RECORDED INFORMATION »

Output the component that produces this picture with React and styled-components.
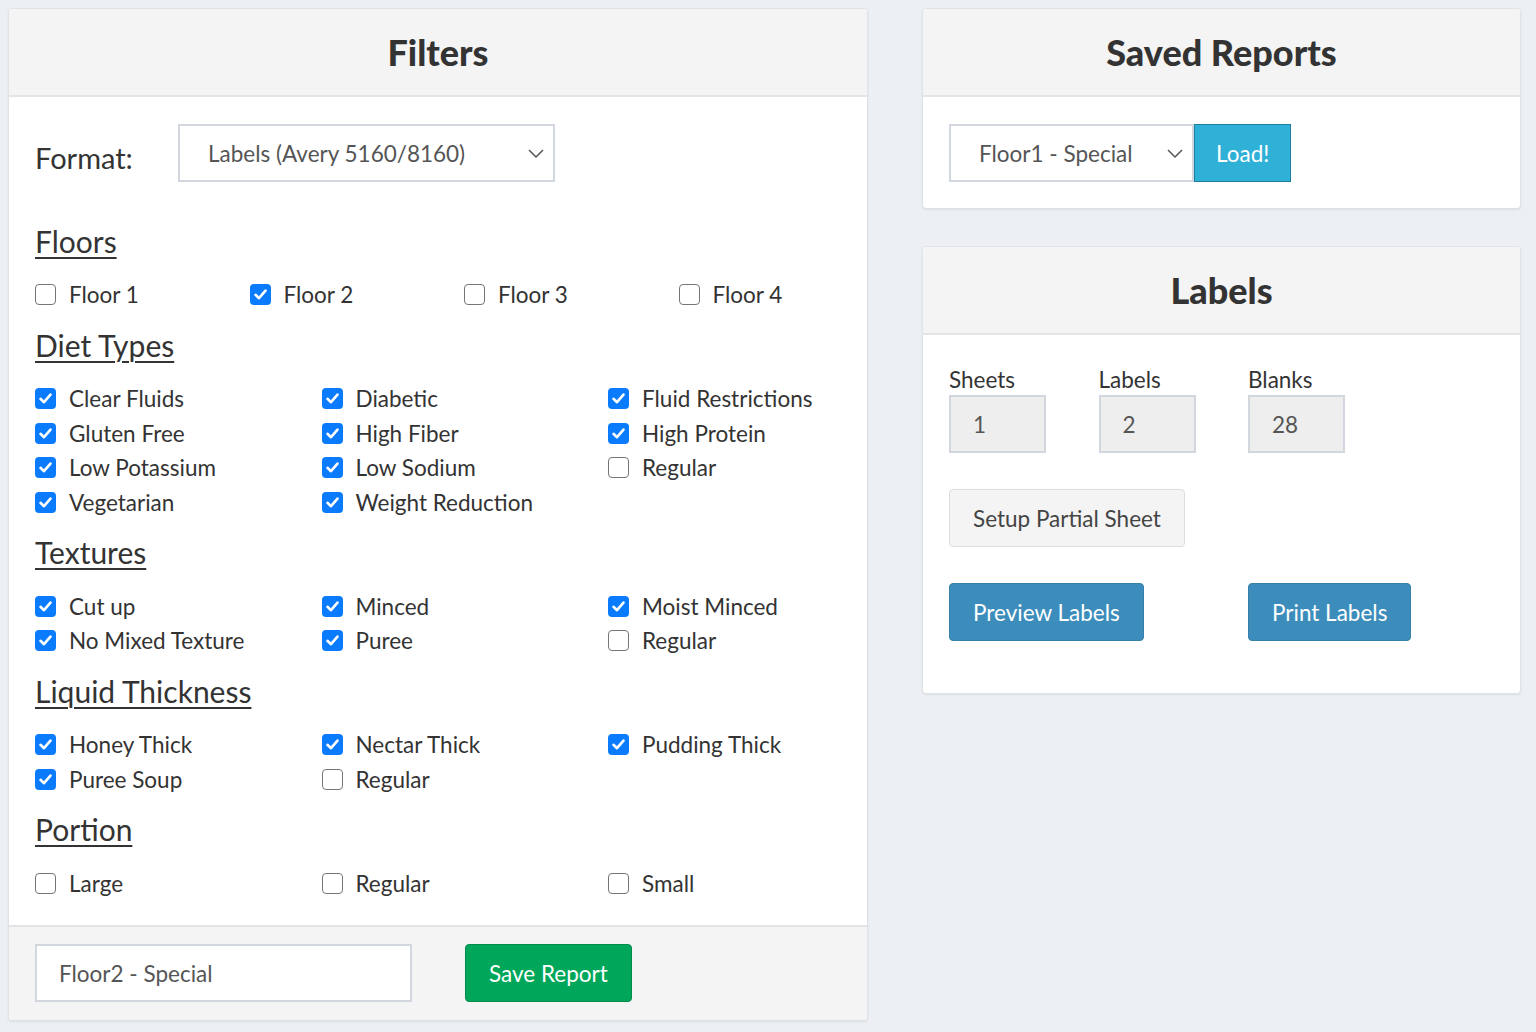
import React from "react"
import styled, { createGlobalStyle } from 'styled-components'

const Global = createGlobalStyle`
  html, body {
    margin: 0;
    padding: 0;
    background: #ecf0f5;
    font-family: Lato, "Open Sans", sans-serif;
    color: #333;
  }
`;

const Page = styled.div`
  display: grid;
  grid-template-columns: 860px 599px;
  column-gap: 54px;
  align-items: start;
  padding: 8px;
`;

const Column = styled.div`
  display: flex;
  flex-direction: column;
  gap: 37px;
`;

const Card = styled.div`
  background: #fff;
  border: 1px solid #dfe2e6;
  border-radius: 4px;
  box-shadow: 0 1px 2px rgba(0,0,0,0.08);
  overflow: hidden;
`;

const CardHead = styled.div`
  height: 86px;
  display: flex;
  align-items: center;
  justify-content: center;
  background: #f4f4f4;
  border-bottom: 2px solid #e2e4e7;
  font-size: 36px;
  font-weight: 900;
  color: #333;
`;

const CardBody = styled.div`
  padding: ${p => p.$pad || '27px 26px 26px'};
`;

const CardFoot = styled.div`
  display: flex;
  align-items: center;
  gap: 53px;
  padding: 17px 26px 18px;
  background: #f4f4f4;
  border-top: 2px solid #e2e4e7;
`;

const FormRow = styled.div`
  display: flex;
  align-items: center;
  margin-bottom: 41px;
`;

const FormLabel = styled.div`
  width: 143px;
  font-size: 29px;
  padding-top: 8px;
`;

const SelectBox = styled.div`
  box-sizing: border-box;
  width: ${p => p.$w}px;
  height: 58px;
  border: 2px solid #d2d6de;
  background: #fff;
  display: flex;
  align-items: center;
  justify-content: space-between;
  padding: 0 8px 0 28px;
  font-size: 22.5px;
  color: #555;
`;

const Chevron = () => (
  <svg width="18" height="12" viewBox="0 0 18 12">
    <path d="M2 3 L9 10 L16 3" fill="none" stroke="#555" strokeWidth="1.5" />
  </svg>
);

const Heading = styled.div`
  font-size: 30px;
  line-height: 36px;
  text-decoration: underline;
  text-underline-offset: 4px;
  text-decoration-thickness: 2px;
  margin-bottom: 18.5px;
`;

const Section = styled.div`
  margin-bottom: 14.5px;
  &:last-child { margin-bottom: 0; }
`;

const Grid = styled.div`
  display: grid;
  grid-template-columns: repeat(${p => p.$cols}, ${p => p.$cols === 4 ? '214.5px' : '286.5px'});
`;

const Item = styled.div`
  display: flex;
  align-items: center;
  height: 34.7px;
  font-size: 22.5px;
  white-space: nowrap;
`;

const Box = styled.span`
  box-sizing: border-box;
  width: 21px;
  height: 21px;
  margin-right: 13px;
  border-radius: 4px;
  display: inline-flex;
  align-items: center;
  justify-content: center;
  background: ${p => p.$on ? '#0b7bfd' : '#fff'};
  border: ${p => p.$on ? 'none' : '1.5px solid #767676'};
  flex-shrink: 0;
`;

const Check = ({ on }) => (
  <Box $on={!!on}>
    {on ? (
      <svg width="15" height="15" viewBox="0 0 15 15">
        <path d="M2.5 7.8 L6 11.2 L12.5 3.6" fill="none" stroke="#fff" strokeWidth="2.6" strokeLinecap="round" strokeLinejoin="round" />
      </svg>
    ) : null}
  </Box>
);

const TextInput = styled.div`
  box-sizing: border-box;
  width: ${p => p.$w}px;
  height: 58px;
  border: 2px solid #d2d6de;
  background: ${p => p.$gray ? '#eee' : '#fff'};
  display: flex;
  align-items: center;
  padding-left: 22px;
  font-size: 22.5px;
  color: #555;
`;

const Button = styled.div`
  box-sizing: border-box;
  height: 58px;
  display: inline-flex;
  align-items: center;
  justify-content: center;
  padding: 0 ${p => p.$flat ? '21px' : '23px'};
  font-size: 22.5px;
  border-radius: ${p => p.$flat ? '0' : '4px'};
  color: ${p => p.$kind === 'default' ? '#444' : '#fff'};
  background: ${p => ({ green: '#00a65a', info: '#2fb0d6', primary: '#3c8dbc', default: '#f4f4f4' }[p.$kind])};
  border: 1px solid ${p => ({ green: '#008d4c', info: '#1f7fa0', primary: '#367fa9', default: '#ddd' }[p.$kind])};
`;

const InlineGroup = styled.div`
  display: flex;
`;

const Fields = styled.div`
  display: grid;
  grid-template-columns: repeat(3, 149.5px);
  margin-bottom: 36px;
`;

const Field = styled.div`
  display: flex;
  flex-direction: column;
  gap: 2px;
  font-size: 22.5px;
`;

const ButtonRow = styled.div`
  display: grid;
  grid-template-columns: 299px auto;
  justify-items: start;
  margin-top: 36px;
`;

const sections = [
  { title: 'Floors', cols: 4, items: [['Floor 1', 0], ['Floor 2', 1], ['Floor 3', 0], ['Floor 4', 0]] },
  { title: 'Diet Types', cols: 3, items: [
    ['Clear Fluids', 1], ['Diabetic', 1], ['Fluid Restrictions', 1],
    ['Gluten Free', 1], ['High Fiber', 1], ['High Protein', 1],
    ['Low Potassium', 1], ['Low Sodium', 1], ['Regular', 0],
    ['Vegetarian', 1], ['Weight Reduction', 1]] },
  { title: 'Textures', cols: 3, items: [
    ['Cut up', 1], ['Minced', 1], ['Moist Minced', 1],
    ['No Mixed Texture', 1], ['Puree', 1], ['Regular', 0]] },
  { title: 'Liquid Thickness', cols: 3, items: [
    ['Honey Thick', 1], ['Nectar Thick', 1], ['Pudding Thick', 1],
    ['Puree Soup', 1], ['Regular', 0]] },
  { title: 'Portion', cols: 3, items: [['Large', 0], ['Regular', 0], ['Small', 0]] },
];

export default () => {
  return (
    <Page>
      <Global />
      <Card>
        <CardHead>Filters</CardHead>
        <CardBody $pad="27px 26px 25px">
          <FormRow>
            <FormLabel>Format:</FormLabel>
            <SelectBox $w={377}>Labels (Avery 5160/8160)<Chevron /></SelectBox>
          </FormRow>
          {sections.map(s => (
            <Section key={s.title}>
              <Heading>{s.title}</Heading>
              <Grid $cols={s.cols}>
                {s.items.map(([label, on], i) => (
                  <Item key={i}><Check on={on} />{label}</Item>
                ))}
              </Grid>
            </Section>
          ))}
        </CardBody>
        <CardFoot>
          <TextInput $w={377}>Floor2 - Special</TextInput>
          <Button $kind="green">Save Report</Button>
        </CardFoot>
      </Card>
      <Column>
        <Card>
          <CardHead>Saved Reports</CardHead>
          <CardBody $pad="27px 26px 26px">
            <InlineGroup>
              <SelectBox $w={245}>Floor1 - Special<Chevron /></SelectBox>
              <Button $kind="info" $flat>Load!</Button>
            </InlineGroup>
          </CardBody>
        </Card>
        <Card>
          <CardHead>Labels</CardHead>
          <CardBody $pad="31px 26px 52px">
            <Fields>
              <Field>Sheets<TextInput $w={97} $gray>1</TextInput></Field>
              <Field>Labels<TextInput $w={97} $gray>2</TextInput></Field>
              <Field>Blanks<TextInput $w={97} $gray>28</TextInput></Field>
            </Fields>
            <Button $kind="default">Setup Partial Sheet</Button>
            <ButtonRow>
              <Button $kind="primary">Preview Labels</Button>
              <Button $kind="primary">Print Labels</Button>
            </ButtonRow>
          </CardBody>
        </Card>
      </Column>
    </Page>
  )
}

EXERCISE DETAILS » Reproduce the listing exactly. Leave its pictures out.

RESULT BELOW »
Output the component that produces this picture with React and styled-components.
import React from "react"
import styled, { createGlobalStyle } from 'styled-components'

const Global = createGlobalStyle`
  html, body {
    margin: 0;
    padding: 0;
    background: #ecf0f5;
    font-family: Lato, "Open Sans", sans-serif;
    color: #333;
  }
`;

const Page = styled.div`
  display: grid;
  grid-template-columns: 860px 599px;
  column-gap: 54px;
  align-items: start;
  padding: 8px;
`;

const Column = styled.div`
  display: flex;
  flex-direction: column;
  gap: 37px;
`;

const Card = styled.div`
  background: #fff;
  border: 1px solid #dfe2e6;
  border-radius: 4px;
  box-shadow: 0 1px 2px rgba(0,0,0,0.08);
  overflow: hidden;
`;

const CardHead = styled.div`
  height: 86px;
  display: flex;
  align-items: center;
  justify-content: center;
  background: #f4f4f4;
  border-bottom: 2px solid #e2e4e7;
  font-size: 36px;
  font-weight: 900;
  color: #333;
`;

const CardBody = styled.div`
  padding: ${p => p.$pad || '27px 26px 26px'};
`;

const CardFoot = styled.div`
  display: flex;
  align-items: center;
  gap: 53px;
  padding: 17px 26px 18px;
  background: #f4f4f4;
  border-top: 2px solid #e2e4e7;
`;

const FormRow = styled.div`
  display: flex;
  align-items: center;
  margin-bottom: 41px;
`;

const FormLabel = styled.div`
  width: 143px;
  font-size: 29px;
  padding-top: 8px;
`;

const SelectBox = styled.div`
  box-sizing: border-box;
  width: ${p => p.$w}px;
  height: 58px;
  border: 2px solid #d2d6de;
  background: #fff;
  display: flex;
  align-items: center;
  justify-content: space-between;
  padding: 0 8px 0 28px;
  font-size: 22.5px;
  color: #555;
`;

const Chevron = () => (
  <svg width="18" height="12" viewBox="0 0 18 12">
    <path d="M2 3 L9 10 L16 3" fill="none" stroke="#555" strokeWidth="1.5" />
  </svg>
);

const Heading = styled.div`
  font-size: 30px;
  line-height: 36px;
  text-decoration: underline;
  text-underline-offset: 4px;
  text-decoration-thickness: 2px;
  margin-bottom: 18.5px;
`;

const Section = styled.div`
  margin-bottom: 14.5px;
  &:last-child { margin-bottom: 0; }
`;

const Grid = styled.div`
  display: grid;
  grid-template-columns: repeat(${p => p.$cols}, ${p => p.$cols === 4 ? '214.5px' : '286.5px'});
`;

const Item = styled.div`
  display: flex;
  align-items: center;
  height: 34.7px;
  font-size: 22.5px;
  white-space: nowrap;
`;

const Box = styled.span`
  box-sizing: border-box;
  width: 21px;
  height: 21px;
  margin-right: 13px;
  border-radius: 4px;
  display: inline-flex;
  align-items: center;
  justify-content: center;
  background: ${p => p.$on ? '#0b7bfd' : '#fff'};
  border: ${p => p.$on ? 'none' : '1.5px solid #767676'};
  flex-shrink: 0;
`;

const Check = ({ on }) => (
  <Box $on={!!on}>
    {on ? (
      <svg width="15" height="15" viewBox="0 0 15 15">
        <path d="M2.5 7.8 L6 11.2 L12.5 3.6" fill="none" stroke="#fff" strokeWidth="2.6" strokeLinecap="round" strokeLinejoin="round" />
      </svg>
    ) : null}
  </Box>
);

const TextInput = styled.div`
  box-sizing: border-box;
  width: ${p => p.$w}px;
  height: 58px;
  border: 2px solid #d2d6de;
  background: ${p => p.$gray ? '#eee' : '#fff'};
  display: flex;
  align-items: center;
  padding-left: 22px;
  font-size: 22.5px;
  color: #555;
`;

const Button = styled.div`
  box-sizing: border-box;
  height: 58px;
  display: inline-flex;
  align-items: center;
  justify-content: center;
  padding: 0 ${p => p.$flat ? '21px' : '23px'};
  font-size: 22.5px;
  border-radius: ${p => p.$flat ? '0' : '4px'};
  color: ${p => p.$kind === 'default' ? '#444' : '#fff'};
  background: ${p => ({ green: '#00a65a', info: '#2fb0d6', primary: '#3c8dbc', default: '#f4f4f4' }[p.$kind])};
  border: 1px solid ${p => ({ green: '#008d4c', info: '#1f7fa0', primary: '#367fa9', default: '#ddd' }[p.$kind])};
`;

const InlineGroup = styled.div`
  display: flex;
`;

const Fields = styled.div`
  display: grid;
  grid-template-columns: repeat(3, 149.5px);
  margin-bottom: 36px;
`;

const Field = styled.div`
  display: flex;
  flex-direction: column;
  gap: 2px;
  font-size: 22.5px;
`;

const ButtonRow = styled.div`
  display: grid;
  grid-template-columns: 299px auto;
  justify-items: start;
  margin-top: 36px;
`;

const sections = [
  { title: 'Floors', cols: 4, items: [['Floor 1', 0], ['Floor 2', 1], ['Floor 3', 0], ['Floor 4', 0]] },
  { title: 'Diet Types', cols: 3, items: [
    ['Clear Fluids', 1], ['Diabetic', 1], ['Fluid Restrictions', 1],
    ['Gluten Free', 1], ['High Fiber', 1], ['High Protein', 1],
    ['Low Potassium', 1], ['Low Sodium', 1], ['Regular', 0],
    ['Vegetarian', 1], ['Weight Reduction', 1]] },
  { title: 'Textures', cols: 3, items: [
    ['Cut up', 1], ['Minced', 1], ['Moist Minced', 1],
    ['No Mixed Texture', 1], ['Puree', 1], ['Regular', 0]] },
  { title: 'Liquid Thickness', cols: 3, items: [
    ['Honey Thick', 1], ['Nectar Thick', 1], ['Pudding Thick', 1],
    ['Puree Soup', 1], ['Regular', 0]] },
  { title: 'Portion', cols: 3, items: [['Large', 0], ['Regular', 0], ['Small', 0]] },
];

export default () => {
  return (
    <Page>
      <Global />
      <Card>
        <CardHead>Filters</CardHead>
        <CardBody $pad="27px 26px 25px">
          <FormRow>
            <FormLabel>Format:</FormLabel>
            <SelectBox $w={377}>Labels (Avery 5160/8160)<Chevron /></SelectBox>
          </FormRow>
          {sections.map(s => (
            <Section key={s.title}>
              <Heading>{s.title}</Heading>
              <Grid $cols={s.cols}>
                {s.items.map(([label, on], i) => (
                  <Item key={i}><Check on={on} />{label}</Item>
                ))}
              </Grid>
            </Section>
          ))}
        </CardBody>
        <CardFoot>
          <TextInput $w={377}>Floor2 - Special</TextInput>
          <Button $kind="green">Save Report</Button>
        </CardFoot>
      </Card>
      <Column>
        <Card>
          <CardHead>Saved Reports</CardHead>
          <CardBody $pad="27px 26px 26px">
            <InlineGroup>
              <SelectBox $w={245}>Floor1 - Special<Chevron /></SelectBox>
              <Button $kind="info" $flat>Load!</Button>
            </InlineGroup>
          </CardBody>
        </Card>
        <Card>
          <CardHead>Labels</CardHead>
          <CardBody $pad="31px 26px 52px">
            <Fields>
              <Field>Sheets<TextInput $w={97} $gray>1</TextInput></Field>
              <Field>Labels<TextInput $w={97} $gray>2</TextInput></Field>
              <Field>Blanks<TextInput $w={97} $gray>28</TextInput></Field>
            </Fields>
            <Button $kind="default">Setup Partial Sheet</Button>
            <ButtonRow>
              <Button $kind="primary">Preview Labels</Button>
              <Button $kind="primary">Print Labels</Button>
            </ButtonRow>
          </CardBody>
        </Card>
      </Column>
    </Page>
  )
}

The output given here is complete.